Wish: __builtin_side_effect_free_p, __builtin_lvalue_p

Niels Möller nisse@lysator.liu.se
Wed Feb 21 02:49:00 GMT 2001


Consider the following problem:

I have a macro

  #define FOO(f, a) ((f)->foo((f), (a)))

It evaluates its first argument twice (and I see no easy way to fix
that). However, that's no big problem, because usually the macro is
used like

  FOO(o, something), FOO(o->other, something)  (i)

where evaluating the first argument has no side effects. But
occasionally, I make a mistake and use something more complex as the
first argument, like

  FOO(make_object(some_operation_with_sideeffects), something)

and that breaks. I'd like to be able rewrite the macro so that those
errors are detected at compile time. I have tried

  #define FOO(f, a) ( (void)&(f), ((f)->foo((f), (a)))) (ii)

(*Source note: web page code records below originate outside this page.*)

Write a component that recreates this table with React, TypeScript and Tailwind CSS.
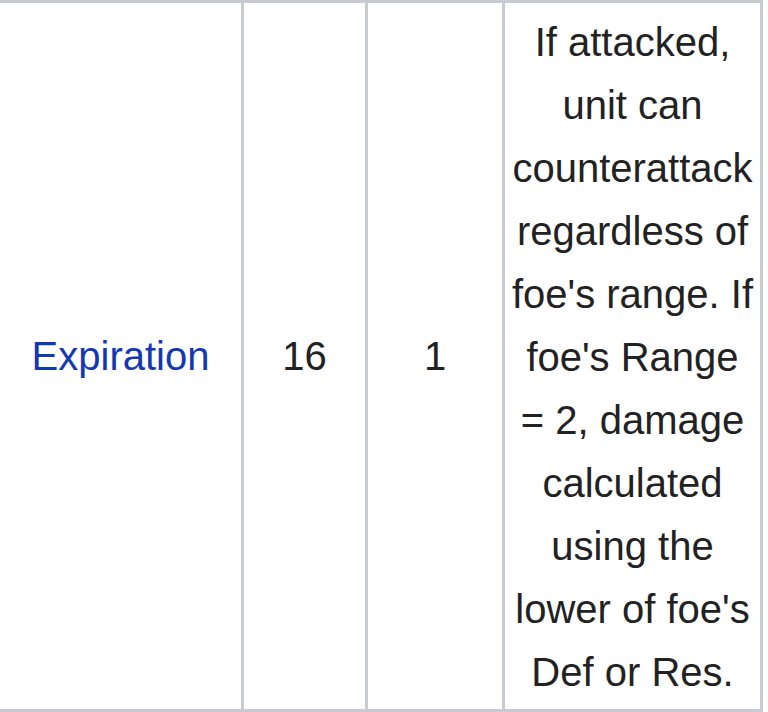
const descriptionLines = [
  'If attacked,',
  'unit can',
  'counterattack',
  'regardless of',
  "foe's range. If",
  "foe's Range",
  '= 2, damage',
  'calculated',
  'using the',
  "lower of foe's",
  'Def or Res.',
];

export default function App() {
  return (
    <div className="w-[768px] h-[712px] bg-white font-['Liberation_Sans',Arial,sans-serif] text-[40px] leading-[63px] text-[#222222]">
      {/* Skill row */}
      <div className="flex w-[763px] h-[712px] border-y-[3px] border-[#c8ccd1]">
        <div className="w-[244px] flex items-center justify-center border-r-[3px] border-[#c8ccd1]">
          <a className="text-[#1438b2]">Expiration</a>
        </div>
        <div className="w-[124px] flex items-center justify-center border-r-[3px] border-[#c8ccd1]">
          16
        </div>
        <div className="w-[137px] flex items-center justify-center border-r-[3px] border-[#c8ccd1]">
          1
        </div>
        <div className="w-[258px] flex flex-col items-center pt-[8px] pb-[5px] border-r-[3px] border-[#c8ccd1] text-center whitespace-nowrap">
          {descriptionLines.map((line) => (
            <span key={line}>{line}</span>
          ))}
        </div>
      </div>
    </div>
  );
}
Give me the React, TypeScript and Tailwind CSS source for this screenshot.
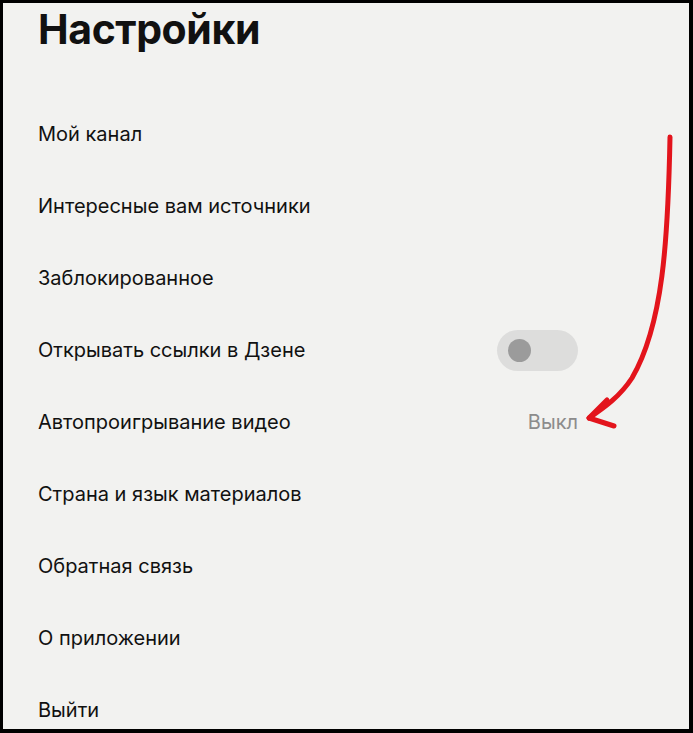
const items = [
  'Мой канал',
  'Интересные вам источники',
  'Заблокированное',
  'Открывать ссылки в Дзене',
  'Автопроигрывание видео',
  'Страна и язык материалов',
  'Обратная связь',
  'О приложении',
  'Выйти',
];

function Toggle() {
  return (
    <div className="flex h-[41px] w-[81px] items-center rounded-full bg-[#dddddc] pl-[11px]">
      <div className="h-[23px] w-[23px] rounded-full bg-[#9b9b9b]" />
    </div>
  );
}

function Row({ label }: { label: string }) {
  return (
    <div className="flex h-[72px] items-center justify-between">
      <span className="text-[20px] text-[#111]">{label}</span>
      {label === 'Открывать ссылки в Дзене' && <Toggle />}
      {label === 'Автопроигрывание видео' && <span className="text-[20px] text-[#8c8c8c]">Выкл</span>}
    </div>
  );
}

export default function App() {
  return (
    <div className="relative h-[733px] w-[693px] overflow-hidden border-t-[3px] border-l-[3px] border-r-4 border-b-4 border-black bg-[#f2f2f0] font-['Inter',sans-serif]">
      <div className="pl-[35px] pr-[111px]">
        <h1 className="pt-[1px] text-[41px] font-bold leading-[50px] tracking-[-0.4px] text-[#111]">Настройки</h1>
        <div className="mt-[44px]">
          {items.map((label) => (
            <Row key={label} label={label} />
          ))}
        </div>
      </div>

      {/* red hand-drawn arrow */}
      <svg className="pointer-events-none absolute left-[-3px] top-[-3px]" width="693" height="733" viewBox="0 0 693 733">
        <g fill="none" stroke="#e3141c" strokeWidth="5" strokeLinecap="round" strokeLinejoin="round">
          <path d="M670 137 C668 240 663 325 632 378 C619 398 602 409 589 418" />
          <path d="M607 400 L589 418 L614 426" />
        </g>
      </svg>
    </div>
  );
}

which kind-of solves the problem: It causes a compile time error for
(ii). The construction (void)&(f) is a test for the lvalue-ness of f.
(But with some compile-time sideeffects: if the argument is a
variable, the compiler can't allocate it to a register).

And lvalue-ness is not quite the right test either, For instance
FOO(*p++, something) would pass the test, and I'd like to have it
raise an error as well.

There's the __builtin_constant_p construction, perhaps one could add
analogous tests __builtin_lvalue_p (to test lvalue-ness) and
__builtin_side_effect_free_p (to test if evaluating an expression can
have side effects).

Given a __builtin_side_effect_free_p, I would also like to provoke a
compile time warning or error if it returns false. I'm not sure how to
do that either, a compile-time analogue to assert() might be useful.